SHORT TASK
Without including the pictures, copy out every line below.

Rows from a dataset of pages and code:

----

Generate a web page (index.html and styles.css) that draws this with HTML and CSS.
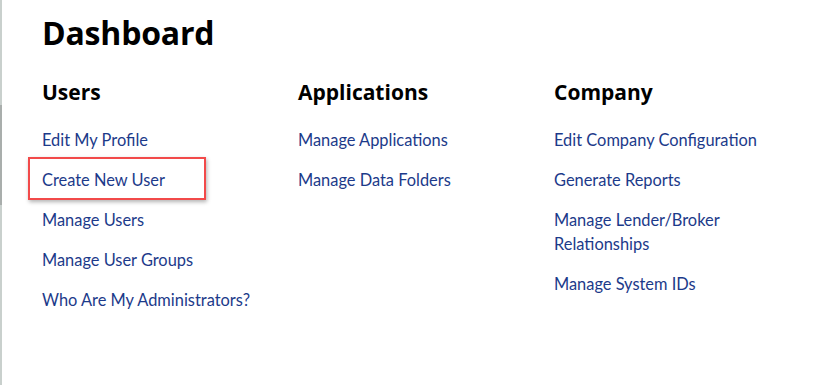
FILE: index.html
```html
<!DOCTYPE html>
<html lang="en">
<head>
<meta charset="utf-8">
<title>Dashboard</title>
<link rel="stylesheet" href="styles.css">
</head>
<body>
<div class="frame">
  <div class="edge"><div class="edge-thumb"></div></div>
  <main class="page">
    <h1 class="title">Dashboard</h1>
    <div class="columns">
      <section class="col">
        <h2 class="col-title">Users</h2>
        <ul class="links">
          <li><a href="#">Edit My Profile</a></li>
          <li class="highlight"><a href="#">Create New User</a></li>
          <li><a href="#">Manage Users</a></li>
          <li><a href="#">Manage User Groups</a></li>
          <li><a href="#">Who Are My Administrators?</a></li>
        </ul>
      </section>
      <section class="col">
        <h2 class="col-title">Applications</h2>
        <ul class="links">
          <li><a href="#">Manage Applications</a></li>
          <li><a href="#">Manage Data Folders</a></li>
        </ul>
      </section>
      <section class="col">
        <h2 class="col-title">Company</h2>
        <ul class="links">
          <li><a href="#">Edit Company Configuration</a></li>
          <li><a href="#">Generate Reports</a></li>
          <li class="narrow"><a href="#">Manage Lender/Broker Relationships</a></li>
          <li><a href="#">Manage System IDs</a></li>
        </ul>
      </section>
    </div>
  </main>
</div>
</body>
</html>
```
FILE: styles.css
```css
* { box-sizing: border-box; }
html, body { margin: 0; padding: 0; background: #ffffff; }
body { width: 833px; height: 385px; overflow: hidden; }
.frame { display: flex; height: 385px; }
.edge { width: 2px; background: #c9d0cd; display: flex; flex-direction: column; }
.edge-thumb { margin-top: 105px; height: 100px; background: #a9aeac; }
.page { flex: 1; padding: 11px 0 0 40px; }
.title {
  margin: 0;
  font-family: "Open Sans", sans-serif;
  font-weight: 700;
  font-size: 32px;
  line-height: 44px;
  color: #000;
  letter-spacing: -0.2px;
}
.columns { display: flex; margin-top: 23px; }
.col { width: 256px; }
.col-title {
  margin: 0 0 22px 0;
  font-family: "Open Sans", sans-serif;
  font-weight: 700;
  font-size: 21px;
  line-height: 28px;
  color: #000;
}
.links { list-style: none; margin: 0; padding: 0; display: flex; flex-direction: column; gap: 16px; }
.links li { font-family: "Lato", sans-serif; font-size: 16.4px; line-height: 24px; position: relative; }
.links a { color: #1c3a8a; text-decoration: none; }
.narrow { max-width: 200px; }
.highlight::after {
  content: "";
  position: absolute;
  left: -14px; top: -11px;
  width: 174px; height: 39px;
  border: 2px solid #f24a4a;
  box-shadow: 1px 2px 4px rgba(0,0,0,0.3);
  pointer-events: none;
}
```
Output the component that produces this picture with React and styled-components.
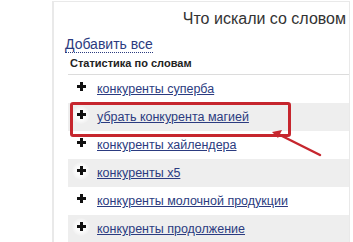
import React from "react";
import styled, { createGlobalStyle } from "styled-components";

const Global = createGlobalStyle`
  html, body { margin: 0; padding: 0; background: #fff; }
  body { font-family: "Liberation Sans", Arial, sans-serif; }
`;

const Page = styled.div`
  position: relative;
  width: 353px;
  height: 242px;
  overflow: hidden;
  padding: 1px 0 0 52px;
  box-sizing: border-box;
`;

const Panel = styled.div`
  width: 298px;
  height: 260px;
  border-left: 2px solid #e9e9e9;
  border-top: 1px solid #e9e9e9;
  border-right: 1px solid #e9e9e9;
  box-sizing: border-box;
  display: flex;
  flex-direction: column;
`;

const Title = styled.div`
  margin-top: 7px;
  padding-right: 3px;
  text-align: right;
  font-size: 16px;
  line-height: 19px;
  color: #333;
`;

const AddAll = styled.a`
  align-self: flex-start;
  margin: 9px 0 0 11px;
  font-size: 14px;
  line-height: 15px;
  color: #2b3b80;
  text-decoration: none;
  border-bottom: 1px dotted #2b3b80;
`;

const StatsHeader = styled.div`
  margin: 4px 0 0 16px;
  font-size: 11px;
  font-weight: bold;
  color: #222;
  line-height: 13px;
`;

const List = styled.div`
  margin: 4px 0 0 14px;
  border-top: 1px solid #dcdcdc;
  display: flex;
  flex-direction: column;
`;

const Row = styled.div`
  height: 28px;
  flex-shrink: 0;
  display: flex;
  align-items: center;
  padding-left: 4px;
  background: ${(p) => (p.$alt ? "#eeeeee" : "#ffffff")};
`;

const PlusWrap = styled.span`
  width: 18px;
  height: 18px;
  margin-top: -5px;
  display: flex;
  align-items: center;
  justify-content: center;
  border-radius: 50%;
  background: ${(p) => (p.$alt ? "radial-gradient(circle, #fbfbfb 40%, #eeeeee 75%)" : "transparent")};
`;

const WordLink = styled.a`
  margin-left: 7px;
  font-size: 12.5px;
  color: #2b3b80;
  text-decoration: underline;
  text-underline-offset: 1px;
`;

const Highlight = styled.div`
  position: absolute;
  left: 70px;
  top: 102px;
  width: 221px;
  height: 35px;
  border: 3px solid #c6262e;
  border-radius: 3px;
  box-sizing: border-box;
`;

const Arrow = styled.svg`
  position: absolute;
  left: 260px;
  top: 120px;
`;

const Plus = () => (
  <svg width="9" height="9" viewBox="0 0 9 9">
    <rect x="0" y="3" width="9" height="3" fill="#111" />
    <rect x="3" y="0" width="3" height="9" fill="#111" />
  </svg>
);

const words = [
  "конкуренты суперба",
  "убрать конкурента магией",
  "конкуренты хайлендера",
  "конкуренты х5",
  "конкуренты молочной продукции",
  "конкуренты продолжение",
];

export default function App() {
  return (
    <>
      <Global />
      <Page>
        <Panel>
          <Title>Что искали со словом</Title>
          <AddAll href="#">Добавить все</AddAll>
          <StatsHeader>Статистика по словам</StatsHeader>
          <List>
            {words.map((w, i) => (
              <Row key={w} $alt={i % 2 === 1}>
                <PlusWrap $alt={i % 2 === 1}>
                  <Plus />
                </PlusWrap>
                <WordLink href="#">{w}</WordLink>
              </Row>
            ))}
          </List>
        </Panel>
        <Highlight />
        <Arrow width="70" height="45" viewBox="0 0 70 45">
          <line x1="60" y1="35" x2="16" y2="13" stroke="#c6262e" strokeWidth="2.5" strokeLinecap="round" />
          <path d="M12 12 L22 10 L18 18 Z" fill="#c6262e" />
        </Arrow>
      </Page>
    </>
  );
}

----

REPLY TO THE EXERCISE
Generate a web page (index.html and styles.css) that draws this with HTML and CSS.
FILE: index.html
```html
<!DOCTYPE html>
<html lang="en">
<head>
<meta charset="utf-8">
<title>Dashboard</title>
<link rel="stylesheet" href="styles.css">
</head>
<body>
<div class="frame">
  <div class="edge"><div class="edge-thumb"></div></div>
  <main class="page">
    <h1 class="title">Dashboard</h1>
    <div class="columns">
      <section class="col">
        <h2 class="col-title">Users</h2>
        <ul class="links">
          <li><a href="#">Edit My Profile</a></li>
          <li class="highlight"><a href="#">Create New User</a></li>
          <li><a href="#">Manage Users</a></li>
          <li><a href="#">Manage User Groups</a></li>
          <li><a href="#">Who Are My Administrators?</a></li>
        </ul>
      </section>
      <section class="col">
        <h2 class="col-title">Applications</h2>
        <ul class="links">
          <li><a href="#">Manage Applications</a></li>
          <li><a href="#">Manage Data Folders</a></li>
        </ul>
      </section>
      <section class="col">
        <h2 class="col-title">Company</h2>
        <ul class="links">
          <li><a href="#">Edit Company Configuration</a></li>
          <li><a href="#">Generate Reports</a></li>
          <li class="narrow"><a href="#">Manage Lender/Broker Relationships</a></li>
          <li><a href="#">Manage System IDs</a></li>
        </ul>
      </section>
    </div>
  </main>
</div>
</body>
</html>
```
FILE: styles.css
```css
* { box-sizing: border-box; }
html, body { margin: 0; padding: 0; background: #ffffff; }
body { width: 833px; height: 385px; overflow: hidden; }
.frame { display: flex; height: 385px; }
.edge { width: 2px; background: #c9d0cd; display: flex; flex-direction: column; }
.edge-thumb { margin-top: 105px; height: 100px; background: #a9aeac; }
.page { flex: 1; padding: 11px 0 0 40px; }
.title {
  margin: 0;
  font-family: "Open Sans", sans-serif;
  font-weight: 700;
  font-size: 32px;
  line-height: 44px;
  color: #000;
  letter-spacing: -0.2px;
}
.columns { display: flex; margin-top: 23px; }
.col { width: 256px; }
.col-title {
  margin: 0 0 22px 0;
  font-family: "Open Sans", sans-serif;
  font-weight: 700;
  font-size: 21px;
  line-height: 28px;
  color: #000;
}
.links { list-style: none; margin: 0; padding: 0; display: flex; flex-direction: column; gap: 16px; }
.links li { font-family: "Lato", sans-serif; font-size: 16.4px; line-height: 24px; position: relative; }
.links a { color: #1c3a8a; text-decoration: none; }
.narrow { max-width: 200px; }
.highlight::after {
  content: "";
  position: absolute;
  left: -14px; top: -11px;
  width: 174px; height: 39px;
  border: 2px solid #f24a4a;
  box-shadow: 1px 2px 4px rgba(0,0,0,0.3);
  pointer-events: none;
}
```
Output the component that produces this picture with React and styled-components.
import React from "react";
import styled, { createGlobalStyle } from "styled-components";

const Global = createGlobalStyle`
  html, body { margin: 0; padding: 0; background: #fff; }
  body { font-family: "Liberation Sans", Arial, sans-serif; }
`;

const Page = styled.div`
  position: relative;
  width: 353px;
  height: 242px;
  overflow: hidden;
  padding: 1px 0 0 52px;
  box-sizing: border-box;
`;

const Panel = styled.div`
  width: 298px;
  height: 260px;
  border-left: 2px solid #e9e9e9;
  border-top: 1px solid #e9e9e9;
  border-right: 1px solid #e9e9e9;
  box-sizing: border-box;
  display: flex;
  flex-direction: column;
`;

const Title = styled.div`
  margin-top: 7px;
  padding-right: 3px;
  text-align: right;
  font-size: 16px;
  line-height: 19px;
  color: #333;
`;

const AddAll = styled.a`
  align-self: flex-start;
  margin: 9px 0 0 11px;
  font-size: 14px;
  line-height: 15px;
  color: #2b3b80;
  text-decoration: none;
  border-bottom: 1px dotted #2b3b80;
`;

const StatsHeader = styled.div`
  margin: 4px 0 0 16px;
  font-size: 11px;
  font-weight: bold;
  color: #222;
  line-height: 13px;
`;

const List = styled.div`
  margin: 4px 0 0 14px;
  border-top: 1px solid #dcdcdc;
  display: flex;
  flex-direction: column;
`;

const Row = styled.div`
  height: 28px;
  flex-shrink: 0;
  display: flex;
  align-items: center;
  padding-left: 4px;
  background: ${(p) => (p.$alt ? "#eeeeee" : "#ffffff")};
`;

const PlusWrap = styled.span`
  width: 18px;
  height: 18px;
  margin-top: -5px;
  display: flex;
  align-items: center;
  justify-content: center;
  border-radius: 50%;
  background: ${(p) => (p.$alt ? "radial-gradient(circle, #fbfbfb 40%, #eeeeee 75%)" : "transparent")};
`;

const WordLink = styled.a`
  margin-left: 7px;
  font-size: 12.5px;
  color: #2b3b80;
  text-decoration: underline;
  text-underline-offset: 1px;
`;

const Highlight = styled.div`
  position: absolute;
  left: 70px;
  top: 102px;
  width: 221px;
  height: 35px;
  border: 3px solid #c6262e;
  border-radius: 3px;
  box-sizing: border-box;
`;

const Arrow = styled.svg`
  position: absolute;
  left: 260px;
  top: 120px;
`;

const Plus = () => (
  <svg width="9" height="9" viewBox="0 0 9 9">
    <rect x="0" y="3" width="9" height="3" fill="#111" />
    <rect x="3" y="0" width="3" height="9" fill="#111" />
  </svg>
);

const words = [
  "конкуренты суперба",
  "убрать конкурента магией",
  "конкуренты хайлендера",
  "конкуренты х5",
  "конкуренты молочной продукции",
  "конкуренты продолжение",
];

export default function App() {
  return (
    <>
      <Global />
      <Page>
        <Panel>
          <Title>Что искали со словом</Title>
          <AddAll href="#">Добавить все</AddAll>
          <StatsHeader>Статистика по словам</StatsHeader>
          <List>
            {words.map((w, i) => (
              <Row key={w} $alt={i % 2 === 1}>
                <PlusWrap $alt={i % 2 === 1}>
                  <Plus />
                </PlusWrap>
                <WordLink href="#">{w}</WordLink>
              </Row>
            ))}
          </List>
        </Panel>
        <Highlight />
        <Arrow width="70" height="45" viewBox="0 0 70 45">
          <line x1="60" y1="35" x2="16" y2="13" stroke="#c6262e" strokeWidth="2.5" strokeLinecap="round" />
          <path d="M12 12 L22 10 L18 18 Z" fill="#c6262e" />
        </Arrow>
      </Page>
    </>
  );
}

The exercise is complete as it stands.